Alguien gritó al otro extremo de la sala y se oyó el ruido producido por un objeto pesado al cerrarse. Un objeto pesado como la tapa de un ataúd. Puse involuntariamente los ojos en blanco y sacudí la cabeza.

Spiro apareció en la puerta, relativamente cerca de mí. Con expresión ceñuda, avanzó a grandes zancadas, abriéndose paso entre la multitud, con lo que pude ver claramente a la responsable de aquel ruido. Era la abuela Mazur.

– Ha sido mi manga -dijo la abuela a Spiro-. La pilló accidentalmente la tapa y la condenada se abrió sólita. Podría ocurrirle a cualquiera.

La abuela me miró e hizo una señal con el pulgar levantado.

– ¿Es tu abuela? -preguntó Ranger.

– Sí. Quería asegurarse de que Moogey se encontraba dentro.

– Vaya genes los tuyos, nena.

Spiro comprobó que la tapa estuviera bien cerrada y volvió a colocar el ramo de flores que se había caído.

Me acerqué a toda prisa, dispuesta a apoyar la teoría de la tapa pillada con la manga, pero ya no era necesario. Obviamente, Spiro deseaba quitar importancia al incidente. Dirigió comentarios de consuelo a los deudos más cercanos y se dedicó a quitar las huellas de la abuela Mazur de la brillante superficie de madera.
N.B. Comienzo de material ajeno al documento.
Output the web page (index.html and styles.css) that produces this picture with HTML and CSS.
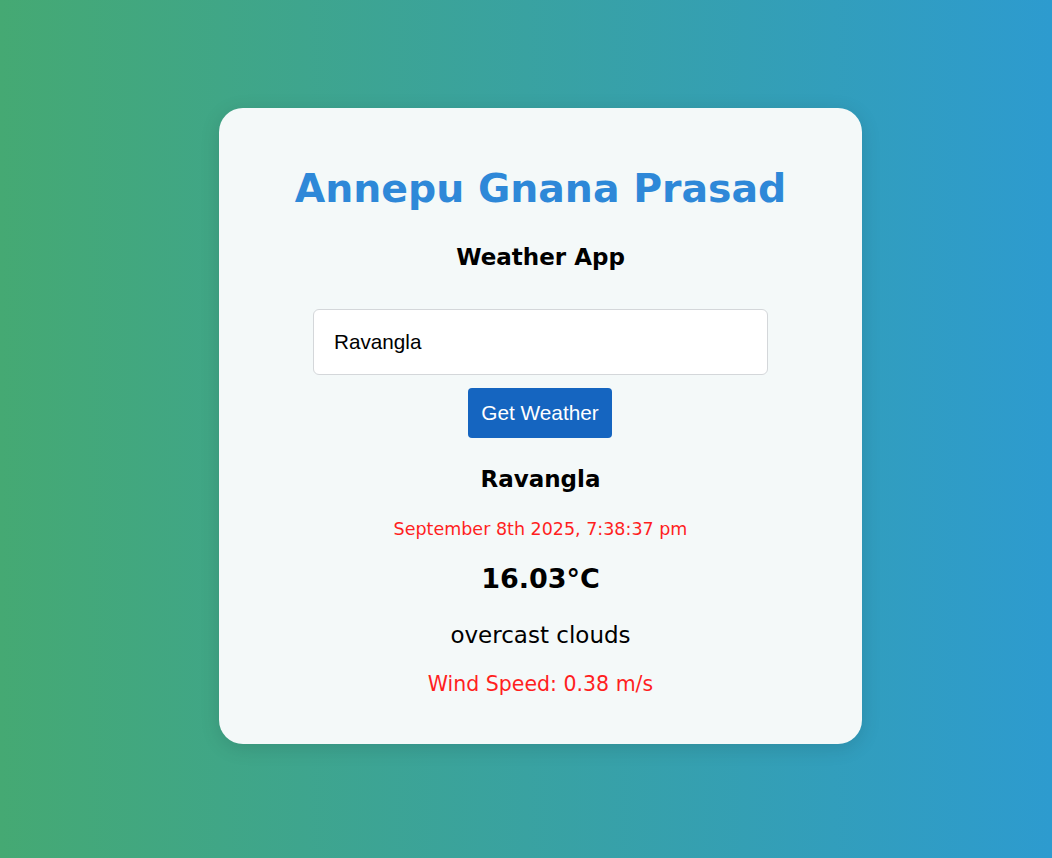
FILE: index.html
```html
<!DOCTYPE html>
<html lang="en">
<head>
<meta charset="utf-8">
<title>Weather App</title>
<link rel="stylesheet" href="styles.css">
</head>
<body>
<main class="page">
  <section class="card">
    <h1 class="title">Annepu Gnana Prasad</h1>
    <h2 class="subtitle">Weather App</h2>
    <input class="city-input" type="text" value="Ravangla">
    <button class="btn" type="button">Get Weather</button>
    <h3 class="city">Ravangla</h3>
    <p class="date">September 8th 2025, 7:38:37 pm</p>
    <p class="temp">16.03°C</p>
    <p class="desc">overcast clouds</p>
    <p class="wind">Wind Speed: 0.38 m/s</p>
  </section>
</main>
</body>
</html>
```
FILE: styles.css
```css
* { box-sizing: border-box; }
html, body { margin: 0; padding: 0; height: 100%; }
body {
  font-family: "DejaVu Sans", "Noto Sans", sans-serif;
  background: linear-gradient(to right, #45a973, #2d9bcf);
}
.page {
  min-height: 858px;
  display: flex;
  justify-content: center;
  align-items: flex-start;
  padding-top: 108px;
  padding-left: 29px;
}
.card {
  width: 643px;
  background: #f4f9f9;
  border-radius: 24px;
  box-shadow: 0 4px 20px rgba(0, 0, 0, 0.12);
  padding: 55px 40px 47px;
  display: flex;
  flex-direction: column;
  align-items: center;
  text-align: center;
}
.title {
  margin: 0;
  font-size: 39.4px;
  line-height: 50px;
  font-weight: 700;
  color: #2e88d8;
}
.subtitle {
  margin: 29px 0 0;
  font-size: 23px;
  line-height: 30px;
  font-weight: 700;
  color: #000;
}
.city-input {
  margin-top: 37px;
  width: 455px;
  height: 66px;
  border: 1px solid #d4d7da;
  border-radius: 6px;
  background: #fff;
  padding: 0 20px;
  font-family: "Liberation Sans", Arial, sans-serif;
  font-size: 20.7px;
  color: #000;
  outline: none;
}
.btn {
  margin-top: 13px;
  margin-left: -1px;
  width: 144px;
  height: 50px;
  border: none;
  border-radius: 4px;
  background: #1565c0;
  color: #fff;
  font-family: "Liberation Sans", Arial, sans-serif;
  font-size: 20.8px;
  padding: 0;
}
.city {
  margin: 26px 0 0;
  font-size: 23px;
  line-height: 30px;
  font-weight: 700;
  color: #000;
}
.date {
  margin: 23px 0 0;
  font-size: 17.5px;
  line-height: 24px;
  color: #ff1f1f;
}
.temp {
  margin: 18px 0 0;
  font-size: 27px;
  line-height: 40px;
  font-weight: 700;
  color: #000;
}
.desc {
  margin: 21px 0 0;
  font-size: 23px;
  line-height: 30px;
  color: #000;
}
.wind {
  margin: 21px 0 0;
  font-size: 20.5px;
  line-height: 26px;
  color: #ff1f1f;
}
```
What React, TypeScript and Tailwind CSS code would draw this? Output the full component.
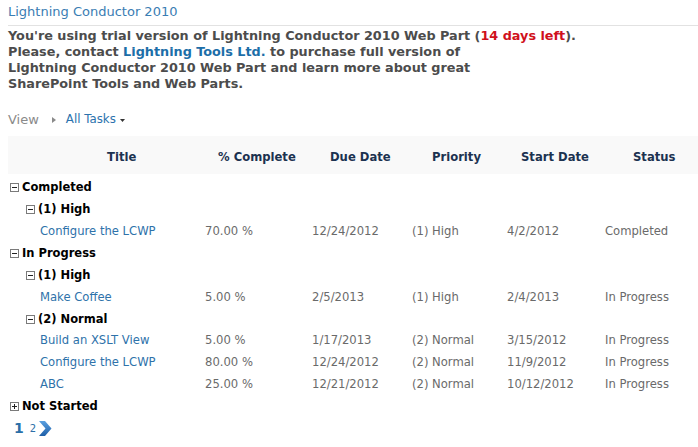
import React from "react";

type Row = { title: string; pct: string; due: string; priority: string; start: string; status: string };
type Item =
  | { kind: "group"; level: 1 | 2; label: string; open: boolean }
  | { kind: "row"; row: Row };

const ITEMS: Item[] = [
  { kind: "group", level: 1, label: "Completed", open: true },
  { kind: "group", level: 2, label: "(1) High", open: true },
  { kind: "row", row: { title: "Configure the LCWP", pct: "70.00 %", due: "12/24/2012", priority: "(1) High", start: "4/2/2012", status: "Completed" } },
  { kind: "group", level: 1, label: "In Progress", open: true },
  { kind: "group", level: 2, label: "(1) High", open: true },
  { kind: "row", row: { title: "Make Coffee", pct: "5.00 %", due: "2/5/2013", priority: "(1) High", start: "2/4/2013", status: "In Progress" } },
  { kind: "group", level: 2, label: "(2) Normal", open: true },
  { kind: "row", row: { title: "Build an XSLT View", pct: "5.00 %", due: "1/17/2013", priority: "(2) Normal", start: "3/15/2012", status: "In Progress" } },
  { kind: "row", row: { title: "Configure the LCWP", pct: "80.00 %", due: "12/24/2012", priority: "(2) Normal", start: "11/9/2012", status: "In Progress" } },
  { kind: "row", row: { title: "ABC", pct: "25.00 %", due: "12/21/2012", priority: "(2) Normal", start: "10/12/2012", status: "In Progress" } },
  { kind: "group", level: 1, label: "Not Started", open: false },
];

const COLS = "grid grid-cols-[32px_165px_107px_100px_95px_98px_1fr]";

function Toggle({ open }: { open: boolean }) {
  return (
    <svg width="9" height="9" viewBox="0 0 9 9" className="shrink-0">
      <rect x="0.5" y="0.5" width="8" height="8" fill="#fff" stroke="#7a7a7a" />
      <line x1="2" y1="4.5" x2="7" y2="4.5" stroke="#222" />
      {!open && <line x1="4.5" y1="2" x2="4.5" y2="7" stroke="#222" />}
    </svg>
  );
}

export default function App() {
  return (
    <div className="w-[698px] h-[447px] overflow-hidden bg-white font-['DejaVu_Sans',Verdana,sans-serif]">
      <div className="pl-2 pt-[3px]">
        <div className="text-[13px] leading-[18px] text-[#3a7db3]">Lightning Conductor 2010</div>
        <div className="mt-[4px] border-t border-[#e2e2e2]" />
        <div className="mt-[2px] text-[12.8px] leading-[16px] font-bold text-[#4c4c4c]">
          <div>
            You're using trial version of Lightning Conductor 2010 Web Part (
            <span className="text-[#d0101b]">14 days left</span>).
          </div>
          <div>
            Please, contact <span className="text-[#1c6ea8]">Lightning Tools Ltd.</span> to purchase full version of
          </div>
          <div>Lightning Conductor 2010 Web Part and learn more about great</div>
          <div>SharePoint Tools and Web Parts.</div>
        </div>

        <div className="mt-[19px] flex items-center h-[18px]">
          <span className="text-[13px] text-[#8a8a8a]">View</span>
          <svg width="4" height="6" viewBox="0 0 4 6" className="ml-[13px]">
            <polygon points="0,0 4,3 0,6" fill="#8a8a8a" />
          </svg>
          <span className="ml-[10px] text-[11.8px] text-[#2b72ad]">All Tasks</span>
          <svg width="5" height="3" viewBox="0 0 5 3" className="ml-[4px]">
            <polygon points="0,0 5,0 2.5,3" fill="#333" />
          </svg>
        </div>

        <div className={`${COLS} mt-[7px] h-[38px] items-center pt-[5px] bg-[#f9f9f9] text-[11.6px] font-bold text-[#1c3250]`}>
          <div />
          <div className="pl-[67px]">Title</div>
          <div className="pl-[13px]">% Complete</div>
          <div className="pl-[18px]">Due Date</div>
          <div className="pl-[20px]">Priority</div>
          <div className="pl-[14px]">Start Date</div>
          <div className="pl-[28px]">Status</div>
        </div>

        <div className="mt-[3px]">
          {ITEMS.map((it, i) =>
            it.kind === "group" ? (
              <div
                key={i}
                className={`flex h-[21.9px] items-center gap-[3px] text-[11.5px] font-bold text-black ${
                  it.level === 1 ? "pl-[2px]" : "pl-[18px]"
                }`}
              >
                <Toggle open={it.open} />
                <span>{it.label}</span>
              </div>
            ) : (
              <div key={i} className={`${COLS} h-[21.9px] items-center text-[11.6px] text-[#6a6a6a]`}>
                <div />
                <div className="text-[#2e72aa]">{it.row.title}</div>
                <div>{it.row.pct}</div>
                <div>{it.row.due}</div>
                <div>{it.row.priority}</div>
                <div>{it.row.start}</div>
                <div>{it.row.status}</div>
              </div>
            )
          )}
          <div className="flex h-[21px] items-center pl-[6px]">
            <span className="text-[14px] font-bold text-[#2b6fa8]">1</span>
            <span className="ml-[6px] text-[10px] text-[#2b6fa8]">2</span>
            <svg width="13" height="15" viewBox="0 0 13 15" className="ml-[3px]">
              <defs>
                <linearGradient id="chev" x1="0" y1="0" x2="0" y2="1">
                  <stop offset="0" stopColor="#5aa0e0" />
                  <stop offset="1" stopColor="#1e5fa8" />
                </linearGradient>
              </defs>
              <polygon points="0,0 6,0 12.5,7.5 6,15 0,15 6.5,7.5" fill="url(#chev)" />
            </svg>
          </div>
        </div>
      </div>
    </div>
  );
}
– Mientras la tapa estuvo abierta no pude evitar ver que has hecho un buen trabajo -dijo la abuela a Spiro, a cuyo lado permanecía-. Los agujeros casi no se veían, excepto donde la masilla se ha hundido un poco.

Spiro asintió con aire solemne y, tocándole apenas la espalda con la yema de los dedos, la apartó hábilmente del féretro.

– En el vestíbulo tenemos té. ¿No le apetece una taza después de esta desagradable experiencia?

– Supongo que no me haría daño. De todos modos ya había acabado aquí.

La acompañé al vestíbulo y me aseguré de que realmente fuera a tomar el té. Cuando se instaló en una silla con la taza y unas galletas, fui a buscar a Spiro. Salí por la puerta lateral y lo pillé fumando a hurtadillas, bajo una aureola de luz artificial.

Había refrescado, pero él no pareció darse cuenta. Dio una profunda calada y dejó escapar lentamente el humo. Supuse que intentaba absorber la mayor cantidad de alquitrán posible, a fin de acabar más pronto con su miserable vida.

Me acerqué a él y pregunté:

– ¿Quieres hablar ahora de…? Bueno…, ya sabes…

Asintió con la cabeza, dio una última y larga calada y arrojó el cigarrillo al camino de acceso.

Te habría llamado esta tarde, pero supuse que vendrías a ver a Moogey Bues. Necesito encontrar esas cosas… cuanto antes.

– Los féretros son como cualquier otra cosa. Los fabricantes tienen excedentes, ataúdes defectuosos y liquidación de saldos. A veces uno puede comprar lotes a buen precio. Hará unos seis meses hice una oferta por uno y conseguí veinticuatro ataúdes por debajo del coste. No tenemos mucho espacio, de modo que los metí en un guardamuebles.